Vancouver-based artist Osvaldo Ramirez Castillo explores issues around collective memory, historical trauma, and cultural identity in relation to the violence that occurred against civilians during the 12-year Civil War in El Salvador.
A series of mixed media drawings depict surreal and vibrant scenes filled with creatures in uniform; fragmented bodies tense with sinew and muscle; and carefully drawn figures with faces partially obscured or obliterated. Iconography sourced from North American vernacular culture, Pre-Columbian mythology, and Salvadoran popular folklore is amalgamated to explore the role of non-linear storytelling expressed in mythic form.
grunt gallery’s Media Lab shows a stop-motion animation that recalls individual identities of lost civilians juxtaposed against Super 8mm film footage of a road leading to the village of EL Mozote, where a massacre of nearly 1000 civilians took place in 1981 by the Salvadoran state army during the armed conflict.
This exhibition also includes a site-specific work of a colourful sawdust carpet, on the floor of the gallery. This work is based out of a Latin American traditional custom of creating large tapestry-like designs on the ground in public spaces during religious festivities.

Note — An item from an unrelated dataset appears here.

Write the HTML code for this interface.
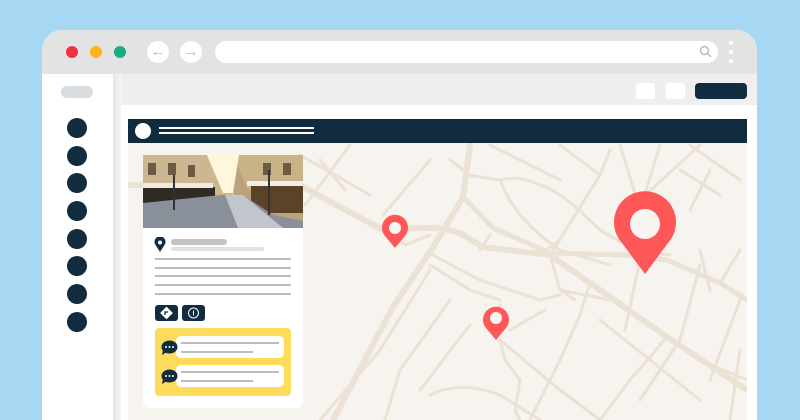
<!DOCTYPE html>
<html><head><style>
*{margin:0;padding:0;box-sizing:border-box}
html,body{width:800px;height:420px;overflow:hidden}
body{background:#a6d8f3;position:relative;font-family:"Liberation Sans",sans-serif}
.a{position:absolute}
</style></head><body>
<div class="a" style="left:42px;top:30px;width:715px;height:390px;background:#fff;border-radius:20px 20px 0 0;overflow:hidden">
  <div class="a" style="left:0;top:0;width:715px;height:44px;background:#e3e3e3"></div>
  <div class="a" style="left:71px;top:44px;width:644px;height:31px;background:#efeff1"></div>
  <div class="a" style="left:71px;top:44px;width:8px;height:346px;background:linear-gradient(90deg,#e4e4e7,#f6f6f7)"></div>
</div>
<div class="a" style="left:66px;top:46px;width:12px;height:12px;border-radius:50%;background:#ef3340"></div>
<div class="a" style="left:90px;top:46px;width:12px;height:12px;border-radius:50%;background:#fdb515"></div>
<div class="a" style="left:114px;top:46px;width:12px;height:12px;border-radius:50%;background:#1cab82"></div>
<div class="a" style="left:147px;top:41px;width:22px;height:22px;border-radius:50%;background:#fff;color:#bbb;font-size:15px;text-align:center;line-height:21px">←</div>
<div class="a" style="left:180px;top:41px;width:22px;height:22px;border-radius:50%;background:#fff;color:#bbb;font-size:15px;text-align:center;line-height:21px">→</div>
<div class="a" style="left:215px;top:41px;width:503px;height:22px;border-radius:11px;background:#fff"></div>
<svg class="a" style="left:698px;top:44px" width="16" height="16"><circle cx="6.5" cy="6.5" r="4" fill="none" stroke="#bbb" stroke-width="1.5"/><line x1="9.5" y1="9.5" x2="13" y2="13" stroke="#bbb" stroke-width="1.5"/></svg>
<div class="a" style="left:729px;top:41px;width:4px;height:4px;border-radius:50%;background:#fff"></div>
<div class="a" style="left:729px;top:50px;width:4px;height:4px;border-radius:50%;background:#fff"></div>
<div class="a" style="left:729px;top:59px;width:4px;height:4px;border-radius:50%;background:#fff"></div>
<div class="a" style="left:61px;top:86px;width:32px;height:12px;border-radius:6px;background:#d9dcdf"></div>
<div class="a" style="left:636px;top:83px;width:19px;height:16px;border-radius:3px;background:#fff"></div>
<div class="a" style="left:666px;top:83px;width:19px;height:16px;border-radius:3px;background:#fff"></div>
<div class="a" style="left:695px;top:83px;width:52px;height:16px;border-radius:4px;background:#112b3f"></div>
<div class="a" style="left:67px;top:118px">
<div style="width:20px;height:20px;border-radius:50%;background:#112b3f;margin-bottom:7.7px"></div><div style="width:20px;height:20px;border-radius:50%;background:#112b3f;margin-bottom:7.7px"></div><div style="width:20px;height:20px;border-radius:50%;background:#112b3f;margin-bottom:7.7px"></div><div style="width:20px;height:20px;border-radius:50%;background:#112b3f;margin-bottom:7.7px"></div><div style="width:20px;height:20px;border-radius:50%;background:#112b3f;margin-bottom:7.7px"></div><div style="width:20px;height:20px;border-radius:50%;background:#112b3f;margin-bottom:7.7px"></div><div style="width:20px;height:20px;border-radius:50%;background:#112b3f;margin-bottom:7.7px"></div><div style="width:20px;height:20px;border-radius:50%;background:#112b3f;margin-bottom:7.7px"></div>
</div>
<svg class="a" style="left:128px;top:143px" width="619" height="277" viewBox="128 143 619 277">
<rect x="128" y="143" width="619" height="277" fill="#f7f3ef"/>
<g stroke="#ebe1d4" fill="none" stroke-linecap="round">
<path d="M128 185 L303 187 L383 230 Q400 228 440 228 L460 233 L483 247 L550 255 L590 283 L667 337 L747 390" stroke-width="6"/>
<path d="M470 145 L463 197 L433 247 L393 307 L333 420" stroke-width="6"/>
<path d="M463 197 L493 228 L550 253 L627 255 L667 260 L720 283 L747 300" stroke-width="5"/>
<g stroke-width="3">
<path d="M300 155 L370 195 M320 160 L345 190 M350 145 L305 205 M430 160 L383 215 M450 160 L470 175 M468 175 L500 180 Q520 175 540 185 Q560 190 600 230 Q630 250 670 255"/>
<path d="M500 180 Q515 220 560 250 L610 265"/>
<path d="M490 145 L560 180 M560 145 L600 175 M600 175 L610 150 M600 175 L550 255 M620 145 L640 210 M640 210 L660 145 M700 145 L640 200 M680 170 L720 195 M690 145 L740 180 M710 170 L690 210"/>
<path d="M387 230 L405 245 L430 235 M490 235 L480 250 M540 255 L560 240"/>
<path d="M433 255 Q460 270 480 280 L540 300 L560 295 M550 255 L560 290 L575 300 M560 290 L610 300 M430 265 L470 290 L500 300"/>
<path d="M430 270 L380 350 L320 420 M450 300 L400 370 L385 420 M470 325 L420 390 M500 305 L490 330 M510 330 L545 310 M500 340 L505 360 L520 380 L515 410 L520 420 M430 395 Q460 380 500 395 L540 420"/>
<path d="M590 283 L580 315 L560 360 L530 420 M667 337 L630 380 L600 420 M640 260 L625 330 M700 265 L680 340 L640 400 M740 300 L710 380 M700 360 L747 380 M740 350 L730 420 M720 283 L740 250 M700 250 L710 290"/>
<path d="M500 340 L560 390 L600 420 M600 320 L650 360 L700 400"/>
</g>
</g>
<g fill="#fe5757">
<path d="M395 248 L385 236 A13 13 0 1 1 405 236 Z"/>
<path d="M496 340 L486 328 A13 13 0 1 1 506 328 Z"/>
<path d="M645 274 L622 243 A31 31 0 1 1 668 243 Z"/>
</g>
<g fill="#f7f4f1"><circle cx="395" cy="228" r="6"/><circle cx="496" cy="318" r="6"/><circle cx="645" cy="224" r="15"/></g>
</svg>
<div class="a" style="left:128px;top:119px;width:619px;height:24px;background:#112b3f"></div>
<div class="a" style="left:135px;top:123px;width:16px;height:16px;border-radius:50%;background:#fff"></div>
<div class="a" style="left:159px;top:127px;width:155px;height:2px;background:#fff"></div>
<div class="a" style="left:159px;top:132px;width:155px;height:2px;background:#fff"></div>
<div class="a" style="left:143px;top:155px;width:160px;height:253px;background:#fff;border-radius:0 0 6px 6px;overflow:hidden">
<svg width="160" height="73" viewBox="0 0 160 73">
<rect width="160" height="73" fill="#b9a27c"/>
<polygon points="0,0 75,0 92,40 60,42 0,46" fill="#cdb790"/>
<polygon points="90,0 160,0 160,35 105,35" fill="#c9b188"/>
<polygon points="64,0 96,0 90,38 80,38" fill="#fff6dc"/>
<rect x="5" y="8" width="8" height="12" fill="#6d5a42"/><rect x="25" y="8" width="8" height="12" fill="#6d5a42"/><rect x="45" y="10" width="7" height="12" fill="#6d5a42"/>
<rect x="120" y="8" width="8" height="12" fill="#6d5a42"/><rect x="140" y="8" width="8" height="12" fill="#6d5a42"/>
<rect x="0" y="32" width="72" height="16" fill="#2f2a24"/>
<rect x="108" y="30" width="52" height="28" fill="#5a4329"/>
<rect x="0" y="28" width="70" height="5" fill="#efeae0"/>
<rect x="104" y="26" width="56" height="5" fill="#f2efe8"/>
<polygon points="0,48 78,40 100,40 130,60 160,66 160,73 0,73" fill="#8a9099"/>
<polygon points="82,40 100,40 140,73 95,73" fill="#c2c6cc"/>
<rect x="30" y="20" width="2" height="35" fill="#333"/><rect x="125" y="15" width="2" height="45" fill="#333"/>
</svg>
<svg class="a" style="left:11px;top:82px" width="12" height="15"><path d="M6 15 L1.5 8 A5.5 5.5 0 1 1 10.5 8 Z" fill="#112b3f"/><circle cx="6" cy="5.5" r="2" fill="#fff"/></svg>
<div class="a" style="left:28px;top:84px;width:56px;height:6px;border-radius:3px;background:#c3c3c3"></div>
<div class="a" style="left:28px;top:92px;width:93px;height:4px;border-radius:2px;background:#dde2e7"></div>
<div class="a" style="left:12px;top:103px;width:136px;height:2px;background:#bdbdbd"></div>
<div class="a" style="left:12px;top:112px;width:136px;height:2px;background:#bdbdbd"></div>
<div class="a" style="left:12px;top:120px;width:136px;height:2px;background:#bdbdbd"></div>
<div class="a" style="left:12px;top:129px;width:136px;height:2px;background:#bdbdbd"></div>
<div class="a" style="left:12px;top:138px;width:136px;height:2px;background:#bdbdbd"></div>
<div class="a" style="left:12px;top:150px;width:23px;height:16px;border-radius:3px;background:#112b3f"><svg width="23" height="16"><rect x="7" y="3.5" width="9" height="9" transform="rotate(45 11.5 8)" fill="#fff"/><path d="M10 10 V7 H13" stroke="#112b3f" stroke-width="1.3" fill="none"/></svg></div>
<div class="a" style="left:39px;top:150px;width:23px;height:16px;border-radius:3px;background:#112b3f"><svg width="23" height="16"><circle cx="11.5" cy="8" r="5" stroke="#fff" fill="none"/><line x1="11.5" y1="5.5" x2="11.5" y2="10.5" stroke="#fff"/></svg></div>
<div class="a" style="left:12px;top:173px;width:136px;height:68px;border-radius:4px;background:#fddc5c"></div>
<div class="a" style="left:33px;top:181px;width:108px;height:22px;border-radius:5px;background:#fff"></div>
<div class="a" style="left:33px;top:210px;width:108px;height:22px;border-radius:5px;background:#fff"></div>
<div class="a" style="left:38px;top:187px;width:98px;height:2px;background:#bdbdbd"></div>
<div class="a" style="left:38px;top:196px;width:72px;height:2px;background:#bdbdbd"></div>
<div class="a" style="left:38px;top:216px;width:98px;height:2px;background:#bdbdbd"></div>
<div class="a" style="left:38px;top:225px;width:72px;height:2px;background:#bdbdbd"></div>
<svg class="a" style="left:18px;top:185px" width="17" height="15"><ellipse cx="8.5" cy="7" rx="8" ry="6.5" fill="#112b3f"/><path d="M2 10 L1 15 L6 12Z" fill="#112b3f"/><circle cx="5" cy="7" r="1" fill="#fff"/><circle cx="8.5" cy="7" r="1" fill="#fff"/><circle cx="12" cy="7" r="1" fill="#fff"/></svg>
<svg class="a" style="left:18px;top:214px" width="17" height="15"><ellipse cx="8.5" cy="7" rx="8" ry="6.5" fill="#112b3f"/><path d="M2 10 L1 15 L6 12Z" fill="#112b3f"/><circle cx="5" cy="7" r="1" fill="#fff"/><circle cx="8.5" cy="7" r="1" fill="#fff"/><circle cx="12" cy="7" r="1" fill="#fff"/></svg>
</div>
</body></html>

Castillo’s work refers to a cultural past and contemporary present, fusing a hybridized aesthetic to engage issues about migration, historical trauma, identity, and memory. His narratives express a multifaceted, interlocking and non-linear approach. Consequently, the body of work revises and casts new personal interpretations on memory-building as a form of resistance, political commentary and healing.
Join us for the opening reception on Thursday September 10 (7–10pm); this reception coincides with SWARM, an annual artist-run centre festival in Vancouver, BC. An essay written by Alexis Hranchuk will be available at the opening. The exhibition runs from September 11–October 10, 2015.
Born in El Salvador, Castillo immigrated to Canada in 1989 at the age of 11. He attended the Ontario College of Art and Design (Toronto 1998-2001) and received an MFA from Concordia University (2004-2007). A previous resident of Montreal, Castillo relocated to Vancouver in 2013.